**Instructions for the task**:
Give the data below again exactly as it stands. Omit the pictures.
* START *
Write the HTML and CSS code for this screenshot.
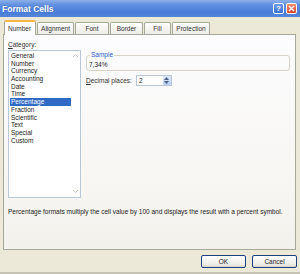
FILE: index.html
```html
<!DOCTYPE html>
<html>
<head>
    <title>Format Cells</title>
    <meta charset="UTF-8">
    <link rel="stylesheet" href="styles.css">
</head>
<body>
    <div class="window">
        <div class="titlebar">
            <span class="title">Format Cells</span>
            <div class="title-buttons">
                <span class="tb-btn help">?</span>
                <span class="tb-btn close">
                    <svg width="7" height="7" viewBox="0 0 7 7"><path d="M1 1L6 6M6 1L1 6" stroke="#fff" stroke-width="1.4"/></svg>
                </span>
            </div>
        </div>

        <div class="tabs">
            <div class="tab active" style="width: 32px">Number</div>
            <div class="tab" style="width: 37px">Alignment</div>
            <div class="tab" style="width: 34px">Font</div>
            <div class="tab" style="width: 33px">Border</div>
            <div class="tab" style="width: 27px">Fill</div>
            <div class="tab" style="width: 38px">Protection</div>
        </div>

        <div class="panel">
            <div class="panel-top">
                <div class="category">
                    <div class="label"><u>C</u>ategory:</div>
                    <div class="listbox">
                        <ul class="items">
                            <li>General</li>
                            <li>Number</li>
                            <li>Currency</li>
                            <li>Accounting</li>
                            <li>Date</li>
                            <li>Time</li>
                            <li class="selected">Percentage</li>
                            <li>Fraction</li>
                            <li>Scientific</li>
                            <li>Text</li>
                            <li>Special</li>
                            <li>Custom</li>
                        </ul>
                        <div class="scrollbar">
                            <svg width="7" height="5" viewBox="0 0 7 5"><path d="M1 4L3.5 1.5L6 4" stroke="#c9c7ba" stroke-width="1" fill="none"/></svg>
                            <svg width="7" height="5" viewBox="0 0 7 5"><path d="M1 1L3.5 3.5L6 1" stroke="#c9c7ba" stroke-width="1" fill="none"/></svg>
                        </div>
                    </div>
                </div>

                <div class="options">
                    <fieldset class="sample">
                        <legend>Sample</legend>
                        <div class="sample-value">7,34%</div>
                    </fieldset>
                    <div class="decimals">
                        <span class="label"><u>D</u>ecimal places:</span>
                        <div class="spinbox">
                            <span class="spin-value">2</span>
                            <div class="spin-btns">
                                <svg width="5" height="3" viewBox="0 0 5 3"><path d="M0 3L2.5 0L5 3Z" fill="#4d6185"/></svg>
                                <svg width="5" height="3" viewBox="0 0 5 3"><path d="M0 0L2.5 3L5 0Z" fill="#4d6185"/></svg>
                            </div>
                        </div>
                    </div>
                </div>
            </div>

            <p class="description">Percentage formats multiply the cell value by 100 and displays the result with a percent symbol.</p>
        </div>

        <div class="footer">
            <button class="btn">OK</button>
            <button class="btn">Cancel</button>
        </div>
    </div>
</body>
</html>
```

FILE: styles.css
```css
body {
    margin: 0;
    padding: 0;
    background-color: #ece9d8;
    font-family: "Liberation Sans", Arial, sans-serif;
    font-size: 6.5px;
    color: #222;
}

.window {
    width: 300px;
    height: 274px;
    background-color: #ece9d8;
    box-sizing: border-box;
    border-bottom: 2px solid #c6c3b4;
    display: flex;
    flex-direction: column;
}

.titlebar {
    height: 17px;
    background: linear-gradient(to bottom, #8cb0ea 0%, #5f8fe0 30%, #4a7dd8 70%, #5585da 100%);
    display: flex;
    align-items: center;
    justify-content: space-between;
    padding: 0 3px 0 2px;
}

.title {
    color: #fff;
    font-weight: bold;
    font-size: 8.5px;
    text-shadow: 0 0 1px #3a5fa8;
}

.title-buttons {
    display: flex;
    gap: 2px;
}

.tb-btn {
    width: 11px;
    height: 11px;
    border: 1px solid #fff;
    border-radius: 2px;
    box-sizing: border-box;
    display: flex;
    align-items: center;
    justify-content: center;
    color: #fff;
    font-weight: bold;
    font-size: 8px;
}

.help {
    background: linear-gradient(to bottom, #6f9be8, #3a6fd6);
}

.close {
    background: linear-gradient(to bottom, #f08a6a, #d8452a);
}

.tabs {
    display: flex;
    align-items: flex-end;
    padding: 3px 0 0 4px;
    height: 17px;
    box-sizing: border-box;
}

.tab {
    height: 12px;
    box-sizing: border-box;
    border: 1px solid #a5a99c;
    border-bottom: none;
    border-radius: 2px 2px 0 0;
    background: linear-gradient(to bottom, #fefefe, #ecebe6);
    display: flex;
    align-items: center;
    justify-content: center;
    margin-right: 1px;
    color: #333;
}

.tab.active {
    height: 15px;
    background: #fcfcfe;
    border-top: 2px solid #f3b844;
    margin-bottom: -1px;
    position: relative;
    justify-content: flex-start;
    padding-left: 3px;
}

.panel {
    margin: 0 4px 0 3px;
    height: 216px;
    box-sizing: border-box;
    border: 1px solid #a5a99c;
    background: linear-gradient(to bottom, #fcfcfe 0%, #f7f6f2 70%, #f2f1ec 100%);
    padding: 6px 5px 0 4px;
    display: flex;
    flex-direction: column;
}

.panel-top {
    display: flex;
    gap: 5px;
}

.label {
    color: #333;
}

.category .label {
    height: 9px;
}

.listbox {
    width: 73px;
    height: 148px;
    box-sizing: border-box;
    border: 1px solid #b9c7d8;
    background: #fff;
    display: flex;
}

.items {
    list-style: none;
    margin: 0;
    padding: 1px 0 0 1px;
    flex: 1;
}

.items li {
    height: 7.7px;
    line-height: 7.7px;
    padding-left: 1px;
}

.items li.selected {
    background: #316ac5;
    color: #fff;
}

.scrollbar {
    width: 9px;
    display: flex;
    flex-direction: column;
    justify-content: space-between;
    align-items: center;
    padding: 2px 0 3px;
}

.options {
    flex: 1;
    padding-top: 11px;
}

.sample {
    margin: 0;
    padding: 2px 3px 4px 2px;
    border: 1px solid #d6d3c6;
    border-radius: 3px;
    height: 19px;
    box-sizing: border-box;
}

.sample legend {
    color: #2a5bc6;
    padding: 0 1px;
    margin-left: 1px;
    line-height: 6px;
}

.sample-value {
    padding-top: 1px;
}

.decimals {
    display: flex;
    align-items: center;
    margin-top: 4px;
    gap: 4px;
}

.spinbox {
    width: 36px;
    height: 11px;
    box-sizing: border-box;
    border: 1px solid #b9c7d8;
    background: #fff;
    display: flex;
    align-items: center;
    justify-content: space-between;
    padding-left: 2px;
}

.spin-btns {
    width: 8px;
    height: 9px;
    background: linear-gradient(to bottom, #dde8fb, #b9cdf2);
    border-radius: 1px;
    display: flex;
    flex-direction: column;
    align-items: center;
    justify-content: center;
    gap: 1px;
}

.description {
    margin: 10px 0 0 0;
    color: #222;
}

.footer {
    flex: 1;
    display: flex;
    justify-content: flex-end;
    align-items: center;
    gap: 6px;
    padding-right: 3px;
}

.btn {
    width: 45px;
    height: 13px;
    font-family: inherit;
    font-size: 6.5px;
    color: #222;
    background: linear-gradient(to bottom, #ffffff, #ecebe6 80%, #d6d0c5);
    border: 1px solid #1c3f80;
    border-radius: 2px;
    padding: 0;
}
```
* END *
**Written solution**:
Write the HTML and CSS code for this screenshot.
FILE: index.html
```html
<!DOCTYPE html>
<html>
<head>
    <title>Format Cells</title>
    <meta charset="UTF-8">
    <link rel="stylesheet" href="styles.css">
</head>
<body>
    <div class="window">
        <div class="titlebar">
            <span class="title">Format Cells</span>
            <div class="title-buttons">
                <span class="tb-btn help">?</span>
                <span class="tb-btn close">
                    <svg width="7" height="7" viewBox="0 0 7 7"><path d="M1 1L6 6M6 1L1 6" stroke="#fff" stroke-width="1.4"/></svg>
                </span>
            </div>
        </div>

        <div class="tabs">
            <div class="tab active" style="width: 32px">Number</div>
            <div class="tab" style="width: 37px">Alignment</div>
            <div class="tab" style="width: 34px">Font</div>
            <div class="tab" style="width: 33px">Border</div>
            <div class="tab" style="width: 27px">Fill</div>
            <div class="tab" style="width: 38px">Protection</div>
        </div>

        <div class="panel">
            <div class="panel-top">
                <div class="category">
                    <div class="label"><u>C</u>ategory:</div>
                    <div class="listbox">
                        <ul class="items">
                            <li>General</li>
                            <li>Number</li>
                            <li>Currency</li>
                            <li>Accounting</li>
                            <li>Date</li>
                            <li>Time</li>
                            <li class="selected">Percentage</li>
                            <li>Fraction</li>
                            <li>Scientific</li>
                            <li>Text</li>
                            <li>Special</li>
                            <li>Custom</li>
                        </ul>
                        <div class="scrollbar">
                            <svg width="7" height="5" viewBox="0 0 7 5"><path d="M1 4L3.5 1.5L6 4" stroke="#c9c7ba" stroke-width="1" fill="none"/></svg>
                            <svg width="7" height="5" viewBox="0 0 7 5"><path d="M1 1L3.5 3.5L6 1" stroke="#c9c7ba" stroke-width="1" fill="none"/></svg>
                        </div>
                    </div>
                </div>

                <div class="options">
                    <fieldset class="sample">
                        <legend>Sample</legend>
                        <div class="sample-value">7,34%</div>
                    </fieldset>
                    <div class="decimals">
                        <span class="label"><u>D</u>ecimal places:</span>
                        <div class="spinbox">
                            <span class="spin-value">2</span>
                            <div class="spin-btns">
                                <svg width="5" height="3" viewBox="0 0 5 3"><path d="M0 3L2.5 0L5 3Z" fill="#4d6185"/></svg>
                                <svg width="5" height="3" viewBox="0 0 5 3"><path d="M0 0L2.5 3L5 0Z" fill="#4d6185"/></svg>
                            </div>
                        </div>
                    </div>
                </div>
            </div>

            <p class="description">Percentage formats multiply the cell value by 100 and displays the result with a percent symbol.</p>
        </div>

        <div class="footer">
            <button class="btn">OK</button>
            <button class="btn">Cancel</button>
        </div>
    </div>
</body>
</html>
```

FILE: styles.css
```css
body {
    margin: 0;
    padding: 0;
    background-color: #ece9d8;
    font-family: "Liberation Sans", Arial, sans-serif;
    font-size: 6.5px;
    color: #222;
}

.window {
    width: 300px;
    height: 274px;
    background-color: #ece9d8;
    box-sizing: border-box;
    border-bottom: 2px solid #c6c3b4;
    display: flex;
    flex-direction: column;
}

.titlebar {
    height: 17px;
    background: linear-gradient(to bottom, #8cb0ea 0%, #5f8fe0 30%, #4a7dd8 70%, #5585da 100%);
    display: flex;
    align-items: center;
    justify-content: space-between;
    padding: 0 3px 0 2px;
}

.title {
    color: #fff;
    font-weight: bold;
    font-size: 8.5px;
    text-shadow: 0 0 1px #3a5fa8;
}

.title-buttons {
    display: flex;
    gap: 2px;
}

.tb-btn {
    width: 11px;
    height: 11px;
    border: 1px solid #fff;
    border-radius: 2px;
    box-sizing: border-box;
    display: flex;
    align-items: center;
    justify-content: center;
    color: #fff;
    font-weight: bold;
    font-size: 8px;
}

.help {
    background: linear-gradient(to bottom, #6f9be8, #3a6fd6);
}

.close {
    background: linear-gradient(to bottom, #f08a6a, #d8452a);
}

.tabs {
    display: flex;
    align-items: flex-end;
    padding: 3px 0 0 4px;
    height: 17px;
    box-sizing: border-box;
}

.tab {
    height: 12px;
    box-sizing: border-box;
    border: 1px solid #a5a99c;
    border-bottom: none;
    border-radius: 2px 2px 0 0;
    background: linear-gradient(to bottom, #fefefe, #ecebe6);
    display: flex;
    align-items: center;
    justify-content: center;
    margin-right: 1px;
    color: #333;
}

.tab.active {
    height: 15px;
    background: #fcfcfe;
    border-top: 2px solid #f3b844;
    margin-bottom: -1px;
    position: relative;
    justify-content: flex-start;
    padding-left: 3px;
}

.panel {
    margin: 0 4px 0 3px;
    height: 216px;
    box-sizing: border-box;
    border: 1px solid #a5a99c;
    background: linear-gradient(to bottom, #fcfcfe 0%, #f7f6f2 70%, #f2f1ec 100%);
    padding: 6px 5px 0 4px;
    display: flex;
    flex-direction: column;
}

.panel-top {
    display: flex;
    gap: 5px;
}

.label {
    color: #333;
}

.category .label {
    height: 9px;
}

.listbox {
    width: 73px;
    height: 148px;
    box-sizing: border-box;
    border: 1px solid #b9c7d8;
    background: #fff;
    display: flex;
}

.items {
    list-style: none;
    margin: 0;
    padding: 1px 0 0 1px;
    flex: 1;
}

.items li {
    height: 7.7px;
    line-height: 7.7px;
    padding-left: 1px;
}

.items li.selected {
    background: #316ac5;
    color: #fff;
}

.scrollbar {
    width: 9px;
    display: flex;
    flex-direction: column;
    justify-content: space-between;
    align-items: center;
    padding: 2px 0 3px;
}

.options {
    flex: 1;
    padding-top: 11px;
}

.sample {
    margin: 0;
    padding: 2px 3px 4px 2px;
    border: 1px solid #d6d3c6;
    border-radius: 3px;
    height: 19px;
    box-sizing: border-box;
}

.sample legend {
    color: #2a5bc6;
    padding: 0 1px;
    margin-left: 1px;
    line-height: 6px;
}

.sample-value {
    padding-top: 1px;
}

.decimals {
    display: flex;
    align-items: center;
    margin-top: 4px;
    gap: 4px;
}

.spinbox {
    width: 36px;
    height: 11px;
    box-sizing: border-box;
    border: 1px solid #b9c7d8;
    background: #fff;
    display: flex;
    align-items: center;
    justify-content: space-between;
    padding-left: 2px;
}

.spin-btns {
    width: 8px;
    height: 9px;
    background: linear-gradient(to bottom, #dde8fb, #b9cdf2);
    border-radius: 1px;
    display: flex;
    flex-direction: column;
    align-items: center;
    justify-content: center;
    gap: 1px;
}

.description {
    margin: 10px 0 0 0;
    color: #222;
}

.footer {
    flex: 1;
    display: flex;
    justify-content: flex-end;
    align-items: center;
    gap: 6px;
    padding-right: 3px;
}

.btn {
    width: 45px;
    height: 13px;
    font-family: inherit;
    font-size: 6.5px;
    color: #222;
    background: linear-gradient(to bottom, #ffffff, #ecebe6 80%, #d6d0c5);
    border: 1px solid #1c3f80;
    border-radius: 2px;
    padding: 0;
}
```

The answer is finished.